Mevzu sen diye görünse de sen değilsin sende olan

Bil diye söylediysem de düşün, özgürlük

Dedi bir bilge, çığırtkanlara selam et, düzgünlükten yani

Beni bu diyarlardan sen sür,

Desem de sürme, yanında kalayım diye, yalınlıktan

Yanlışlıkla olandan, aydınlık yarınlarda tutsak

Kaldıysak burada bir başımıza seninle ben,

Senden bilme, sen diye bildiğim dertlerimin sebebini

Eğri otur, doğru dur, omzunda binlerce ağırlık

Omurgan ne yapsın bunca tantanaya, memleket

Dağlık, darmadağınık bir köy İstanbul

En sevdiğin mekandan medet, bir dilek tut

Yarına ulaşamasak da, yarın olacak, yarın

Bizi kurtaracak, tek şey varsa eğer

Adı sen değil, senden bilme

Desem de kendinden bil, yarının adı, umut!

Duraklama Döneminde Duraklarda Bekledim

IMG_0997.JPG

Aylar oldu, hatta belki yıllar. Ben birikirim zannetmiştim, aslında sadece beklemişim. Arada bir beklemekle beklentiyle ilgili ağrılarım titreşiyor dizimde, yağmurdan diyorum, yağmurdan. Sözü yağmura vermek istiyorum.

Temmuz günleriydi, sıcak geçmiş yıllardan biri. Sokaklarda ortaokula yeni başlayacak veletler, bahçe duvarında topraktan pasta yapan kızlara hava olsun diye yüksekten konuşuyordu yeni aldıkları kramponları ve bekliyorlardı akşam eve dönecek babaları. İçlerinde babaları başka şehirlerde olanlar da vardı, onlar daha rahattı, herkes yokuştan inen arabaları görerek, tek tek koşuştururken evlerine, onlar son gelecek babayı bekliyordu sokağın yalnızlığını tatmak için. En çok onlar için yağardım o akşam vakitleri. Yalnızlıktan değil ıslaklıktan korksunlar da evlerine seğirtsinler diye.

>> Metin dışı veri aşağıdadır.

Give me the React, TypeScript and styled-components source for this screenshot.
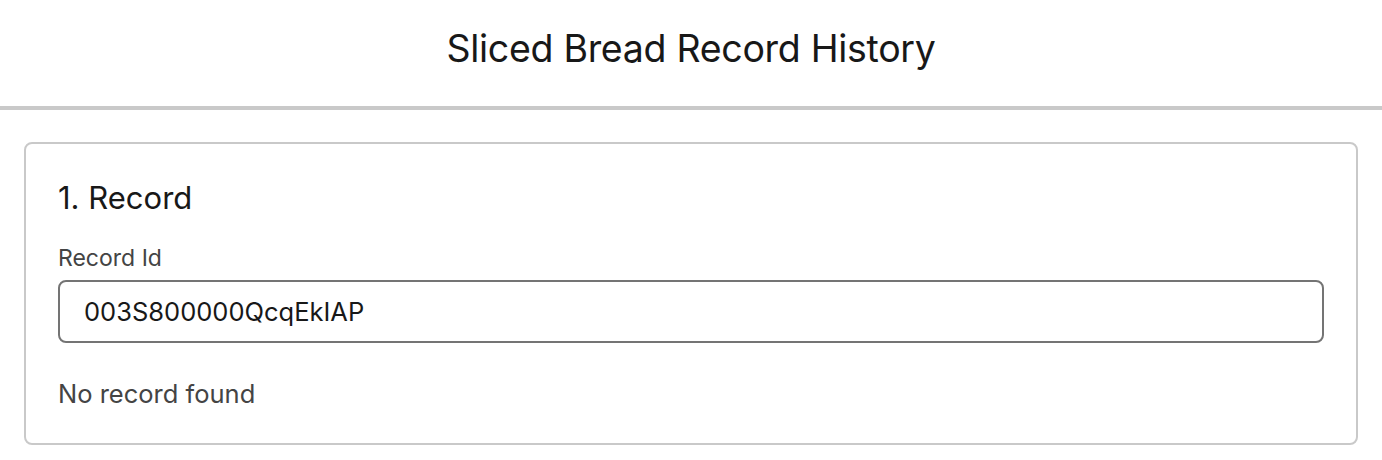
import React, { useState } from "react";
import styled, { createGlobalStyle } from "styled-components";

const GlobalStyle = createGlobalStyle`
  html, body {
    margin: 0;
    padding: 0;
    background: #ffffff;
    font-family: Inter, "Noto Sans", "Liberation Sans", sans-serif;
    color: #181818;
  }
  * { box-sizing: border-box; }
`;

const Header = styled.header`
  height: 110px;
  display: flex;
  align-items: center;
  justify-content: center;
  border-bottom: 4px solid #c9c9c9;
  padding-bottom: 10px;
  > h1 {
    margin: 0;
    font-size: 37.5px;
    font-weight: 400;
    letter-spacing: -0.3px;
    color: #181818;
  }
`;

const Card = styled.section`
  margin: 32px 24px 0;
  border: 2px solid #c9c9c9;
  border-radius: 8px;
  padding: 34px 32px 31px;
`;

const CardTitle = styled.h2`
  margin: 0 0 24px;
  font-size: 31px;
  line-height: 40px;
  font-weight: 400;
  color: #181818;
`;

const Label = styled.label`
  display: block;
  font-size: 23px;
  line-height: 32px;
  color: #444444;
  margin-bottom: 6px;
`;

const Input = styled.input`
  display: block;
  width: 100%;
  height: 63px;
  border: 2px solid #747474;
  border-radius: 8px;
  padding: 0 24px;
  font-family: inherit;
  font-size: 25.5px;
  color: #181818;
  background: #ffffff;
  outline: none;
`;

const Status = styled.p`
  margin: 33px 0 0;
  font-size: 25.5px;
  line-height: 36px;
  color: #444444;
`;

const App = () => {
  const [recordId, setRecordId] = useState("003S800000QcqEkIAP");
  return (
    <>
      <GlobalStyle />
      <Header>
        <h1>Sliced Bread Record History</h1>
      </Header>
      <Card>
        <CardTitle>1. Record</CardTitle>
        <Label htmlFor="record-id">Record Id</Label>
        <Input
          id="record-id"
          value={recordId}
          onChange={(e) => setRecordId(e.target.value)}
        />
        <Status>No record found</Status>
      </Card>
    </>
  );
};

export default App;
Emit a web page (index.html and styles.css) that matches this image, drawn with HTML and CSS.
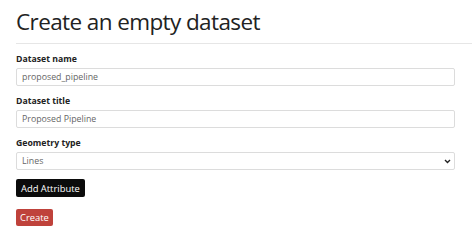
FILE: index.html
```html
<!DOCTYPE html>
<html>
<head>
<meta charset="utf-8">
<link rel="stylesheet" href="styles.css">
</head>
<body>
<div class="page">
  <h1 class="title">Create an empty dataset</h1>
  <div class="rule"></div>
  <form class="form">
    <label class="label">Dataset name</label>
    <input class="field" type="text" value="proposed_pipeline">
    <label class="label">Dataset title</label>
    <input class="field" type="text" value="Proposed Pipeline">
    <label class="label">Geometry type</label>
    <div class="select">
      <span>Lines</span>
      <svg class="chev" width="7" height="5" viewBox="0 0 7 5"><path d="M1 1 L3.5 3.5 L6 1" fill="none" stroke="#222" stroke-width="1.4"/></svg>
    </div>
    <div class="actions">
      <button type="button" class="btn btn-dark">Add Attribute</button>
      <button type="button" class="btn btn-red">Create</button>
    </div>
  </form>
</div>
</body>
</html>
```
FILE: styles.css
```css
html, body { margin: 0; padding: 0; background: #fff; }
body { font-family: "Open Sans", "DejaVu Sans", sans-serif; color: #222; }
.page { padding: 8px 0 0 16px; }
.title {
  margin: 0;
  font-size: 22.5px;
  font-weight: 400;
  line-height: 28px;
  color: #222;
  letter-spacing: -0.6px;
}
.rule { height: 1px; background: #e6e6e6; margin: 7px 2px 0 0; }
.form { width: 439px; display: flex; flex-direction: column; padding-top: 8px; }
.label {
  display: block;
  font-size: 8.7px;
  font-weight: 700;
  line-height: 14px;
  margin-bottom: 2px;
  color: #222;
}
.field, .select {
  box-sizing: border-box;
  height: 18px;
  width: 100%;
  border: 1px solid #dcdcdc;
  border-radius: 2px;
  padding: 0 5px;
  font-family: inherit;
  font-size: 8.8px;
  color: #666;
  margin: 0 0 8px 0;
  outline: none;
}
.select {
  display: flex;
  align-items: center;
  justify-content: space-between;
  padding-right: 3px;
  margin-bottom: 9px;
}
.actions { display: flex; flex-direction: column; align-items: flex-start; gap: 12px; }
.btn {
  border: 0;
  border-radius: 2px;
  font-family: inherit;
  font-size: 9.4px;
  color: #fff;
  padding: 0 5px;
  cursor: pointer;
}
.btn-dark { background: #0b0b0b; height: 18px; }
.btn-red { background: #bf423b; height: 17px; padding: 0 4px; }
```
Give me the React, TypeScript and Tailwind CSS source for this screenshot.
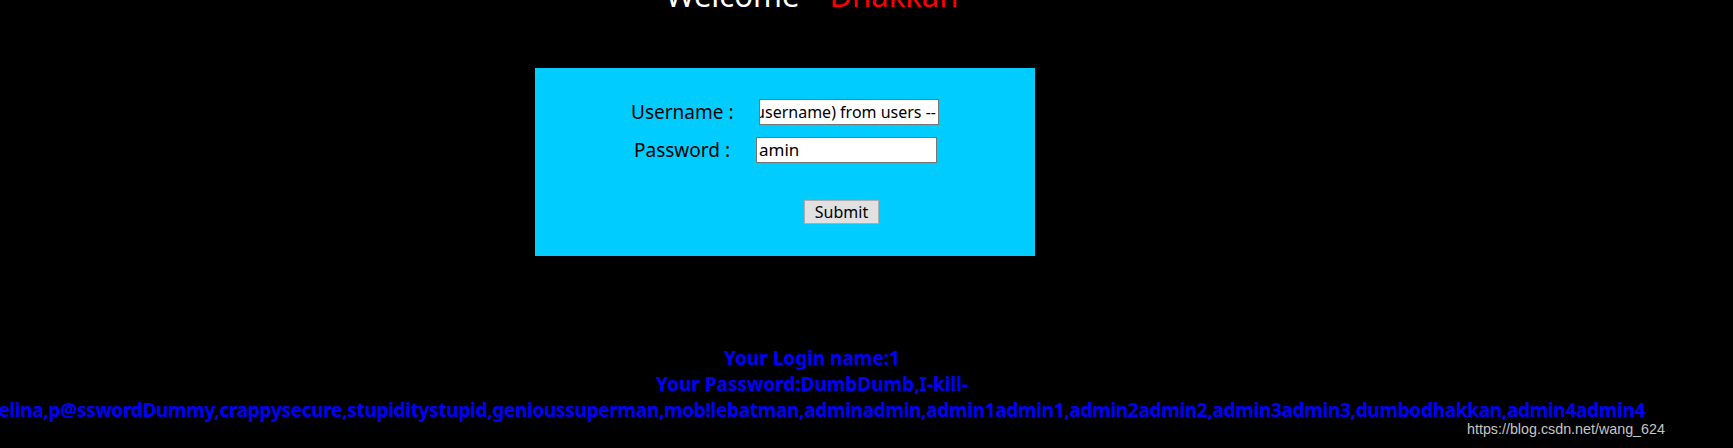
import React from "react";

const longLine =
  "youAngelina,p@sswordDummy,crappysecure,stupiditystupid,genioussuperman,mob!lebatman,adminadmin,admin1admin1,admin2admin2,admin3admin3,dumbodhakkan,admin4admin4";

export default function App() {
  return (
    <div
      className="relative w-[1733px] h-[448px] overflow-hidden bg-black"
      style={{ fontFamily: '"Noto Sans", "Open Sans", sans-serif' }}
    >
      {/* Welcome heading */}
      <div className="w-[1624px] -mt-[25px] h-[40px] text-center text-[31px] leading-[40px] whitespace-nowrap">
        <span className="text-white">Welcome</span>
        <span className="ml-[30px] text-[#ff0000]">Dhakkan</span>
      </div>

      {/* Login box */}
      <div className="ml-[535px] mt-[53px] w-[500px] h-[188px] bg-[#00ccff] text-black">
        <div className="flex items-center pt-[31px] h-[57px]">
          <div className="ml-[96px] w-[128px] text-[19px] leading-[26px] whitespace-nowrap">Username :</div>
          <div className="w-[180px] h-[26px] bg-white border border-[#767676] flex justify-end items-center overflow-hidden pr-[2px]">
            <span className="text-[16px] leading-[24px] whitespace-nowrap">
              1' union select 1,group_concat(password,username) from users --
            </span>
          </div>
        </div>
        <div className="flex items-center mt-[12px] h-[26px]">
          <div className="ml-[99px] w-[122px] text-[19px] leading-[26px] whitespace-nowrap">Password :</div>
          <div className="w-[181px] h-[26px] bg-white border border-[#767676] flex items-center overflow-hidden pl-[2px]">
            <span className="text-[17px] leading-[24px] whitespace-nowrap">amin</span>
          </div>
        </div>
        <div className="flex mt-[37px]">
          <div className="ml-[269px] w-[75px] h-[24px] bg-[#e1e1e1] border border-[#adadad] flex items-center justify-center text-[16px] leading-[22px]">
            Submit
          </div>
        </div>
      </div>

      {/* Result text */}
      <div className="mt-[89px] w-[1624px] text-center text-[#0000ff] font-bold text-[19px] leading-[26px]">
        <div>Your Login name:1</div>
        <div>Your Password:DumbDumb,I-kill-</div>
      </div>
      <div className="w-[1645px] flex justify-end text-[#0000ff] font-bold text-[19px] leading-[26px] tracking-[-0.3px]">
        <div className="whitespace-nowrap shrink-0">{longLine}</div>
      </div>

      {/* Watermark */}
      <div
        className="absolute left-[1467px] top-[420px] text-[#c6c6c6] text-[14.3px] leading-[18px] whitespace-nowrap"
        style={{ fontFamily: '"Liberation Sans", Arial, sans-serif' }}
      >
        https://blog.csdn.net/wang_624
      </div>
    </div>
  );
}
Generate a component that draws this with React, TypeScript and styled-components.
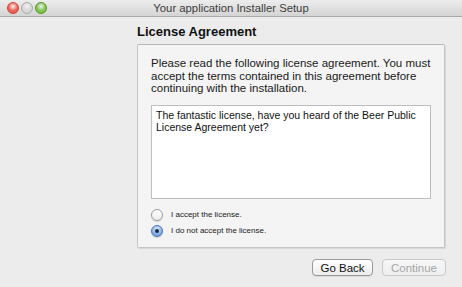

Bazen öğlen yağardım tabi. Belli etmemeli çocuklara. Çünkü çocuklar çoğu şeyi anlardı o yaşlarda. Anlaşılmamak için epey çaba sarf ediyordum. Öğlenin sıcağında, maçın ortasında, pastaların süsleri yapılırken ansızın beliriyor, o küçük ağızlardan yediğim küfürlere aldırmadan çağlıyordum o minik şakaklarda. En küçük olanın ensesinden sırtına sızıyor, “Oğlum yağmur yağıyor lan!” sözlerine aldırmayan çocuklara inat olsun diye bir anda çöküyordum olduğum yere. Arada bir dua eder gibi bakışlarla karşılaştığımda maç bitene kadar erteleniyordum, ama er ya da geç hislerime hakim olamadan damlıyordum yoğrulduğum yere.

Bazı yıllar korkutuyordum da, sıfat ekliyordu bilim adamları ismimin önüne, “Bu sene hava kirliliği var, asit yağmurları geliyor, yağmurlu havalarda dışarılarda gezmemek gerekiyor.” diyordu haber bültenleri. Benim haberim yoktu ama bu mevzudan. Öylesine düşüyordum yer yüzüne.

Lafı fazla uzattı yağmur, şimdi sana dönelim.

Sen hangi okuldan gelmiştin? Hangisine yazıldın şimdi? Hangi servisi kullanıyorsun?

Sesin hala çınlıyor kulaklarımda, sahi sen nereden gelmiştin? Baban sürgün edilmişti değil mi? Antalya mıydı? Yoksa İzmir mi?